Below are the records. Count the lines containing the string "Write", and reply with the number alone.

(Records with interface code)

■ ■ ■

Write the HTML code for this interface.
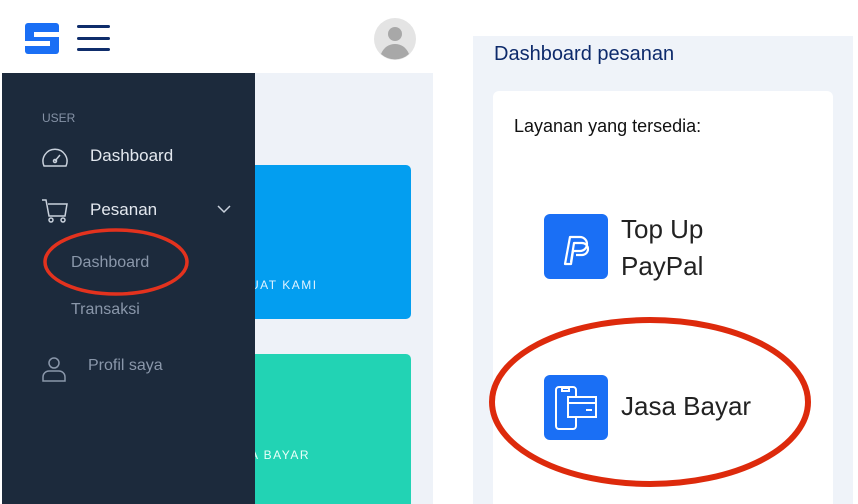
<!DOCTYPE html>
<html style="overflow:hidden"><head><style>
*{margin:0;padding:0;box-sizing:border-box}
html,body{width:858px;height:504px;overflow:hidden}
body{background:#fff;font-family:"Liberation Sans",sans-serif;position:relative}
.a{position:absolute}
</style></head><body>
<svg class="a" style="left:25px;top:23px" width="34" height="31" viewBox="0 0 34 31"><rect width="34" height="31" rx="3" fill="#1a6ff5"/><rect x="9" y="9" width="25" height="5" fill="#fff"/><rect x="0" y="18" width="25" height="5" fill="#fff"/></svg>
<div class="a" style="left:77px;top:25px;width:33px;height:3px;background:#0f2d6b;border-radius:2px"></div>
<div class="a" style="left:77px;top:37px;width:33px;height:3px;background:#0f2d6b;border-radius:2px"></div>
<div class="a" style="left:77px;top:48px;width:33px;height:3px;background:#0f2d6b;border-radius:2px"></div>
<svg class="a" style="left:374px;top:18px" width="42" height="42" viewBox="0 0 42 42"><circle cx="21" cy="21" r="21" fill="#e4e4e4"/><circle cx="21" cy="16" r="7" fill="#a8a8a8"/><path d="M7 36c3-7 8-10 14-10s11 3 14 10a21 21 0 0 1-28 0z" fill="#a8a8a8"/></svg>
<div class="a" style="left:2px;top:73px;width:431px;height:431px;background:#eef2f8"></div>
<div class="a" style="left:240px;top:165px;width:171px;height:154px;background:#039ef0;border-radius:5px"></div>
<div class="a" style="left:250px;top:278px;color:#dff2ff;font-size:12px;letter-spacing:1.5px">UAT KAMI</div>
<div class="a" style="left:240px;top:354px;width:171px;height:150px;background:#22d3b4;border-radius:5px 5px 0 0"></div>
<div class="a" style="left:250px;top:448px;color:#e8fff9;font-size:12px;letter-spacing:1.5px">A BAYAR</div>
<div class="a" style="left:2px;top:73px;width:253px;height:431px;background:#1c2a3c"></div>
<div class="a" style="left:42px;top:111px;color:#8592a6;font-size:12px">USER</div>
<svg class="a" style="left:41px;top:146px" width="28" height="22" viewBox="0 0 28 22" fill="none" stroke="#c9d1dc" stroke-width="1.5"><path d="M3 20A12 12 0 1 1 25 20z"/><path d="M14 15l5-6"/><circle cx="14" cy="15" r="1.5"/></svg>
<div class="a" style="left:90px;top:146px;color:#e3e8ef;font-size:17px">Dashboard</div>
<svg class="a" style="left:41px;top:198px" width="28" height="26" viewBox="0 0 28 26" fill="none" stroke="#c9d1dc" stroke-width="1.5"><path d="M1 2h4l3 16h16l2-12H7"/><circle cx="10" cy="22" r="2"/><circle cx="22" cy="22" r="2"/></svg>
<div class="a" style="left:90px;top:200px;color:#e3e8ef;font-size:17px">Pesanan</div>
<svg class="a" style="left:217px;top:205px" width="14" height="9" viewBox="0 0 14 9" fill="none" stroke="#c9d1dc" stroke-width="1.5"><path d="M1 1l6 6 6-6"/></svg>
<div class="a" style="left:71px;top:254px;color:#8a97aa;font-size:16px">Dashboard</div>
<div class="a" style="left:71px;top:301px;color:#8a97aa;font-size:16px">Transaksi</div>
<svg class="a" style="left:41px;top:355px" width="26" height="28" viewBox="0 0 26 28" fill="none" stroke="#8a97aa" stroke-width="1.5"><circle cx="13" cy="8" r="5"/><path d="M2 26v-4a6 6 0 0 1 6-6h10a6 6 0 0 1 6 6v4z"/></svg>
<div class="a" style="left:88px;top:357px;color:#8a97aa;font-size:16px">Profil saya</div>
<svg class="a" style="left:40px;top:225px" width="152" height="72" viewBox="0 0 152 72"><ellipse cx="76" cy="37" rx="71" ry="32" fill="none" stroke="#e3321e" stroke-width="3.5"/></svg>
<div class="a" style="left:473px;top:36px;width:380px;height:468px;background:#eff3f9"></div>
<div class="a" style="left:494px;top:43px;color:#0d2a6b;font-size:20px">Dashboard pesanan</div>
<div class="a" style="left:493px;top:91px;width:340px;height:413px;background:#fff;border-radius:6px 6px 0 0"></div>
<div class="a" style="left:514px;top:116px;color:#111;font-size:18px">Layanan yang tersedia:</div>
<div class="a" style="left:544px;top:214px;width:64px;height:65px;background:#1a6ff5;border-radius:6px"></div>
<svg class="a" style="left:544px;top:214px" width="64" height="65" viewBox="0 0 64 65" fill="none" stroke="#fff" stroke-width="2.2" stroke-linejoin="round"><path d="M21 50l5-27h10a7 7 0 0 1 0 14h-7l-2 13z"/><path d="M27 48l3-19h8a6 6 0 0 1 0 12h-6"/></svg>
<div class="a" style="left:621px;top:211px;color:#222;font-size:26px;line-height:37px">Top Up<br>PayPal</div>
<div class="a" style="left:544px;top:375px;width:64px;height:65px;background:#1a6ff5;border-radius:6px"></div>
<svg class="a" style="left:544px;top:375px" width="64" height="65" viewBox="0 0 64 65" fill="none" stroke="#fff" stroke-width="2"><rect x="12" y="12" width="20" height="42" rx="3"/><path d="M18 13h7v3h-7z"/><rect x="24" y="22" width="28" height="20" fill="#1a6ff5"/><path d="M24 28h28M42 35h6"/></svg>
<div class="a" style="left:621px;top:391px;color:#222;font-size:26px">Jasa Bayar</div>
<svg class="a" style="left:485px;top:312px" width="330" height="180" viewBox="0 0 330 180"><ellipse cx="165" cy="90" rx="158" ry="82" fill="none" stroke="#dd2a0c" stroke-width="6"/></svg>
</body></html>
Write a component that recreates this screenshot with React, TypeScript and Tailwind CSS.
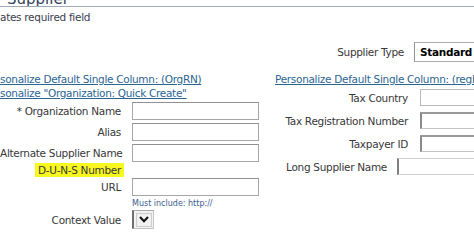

■ ■ ■

* _Completed task_: 2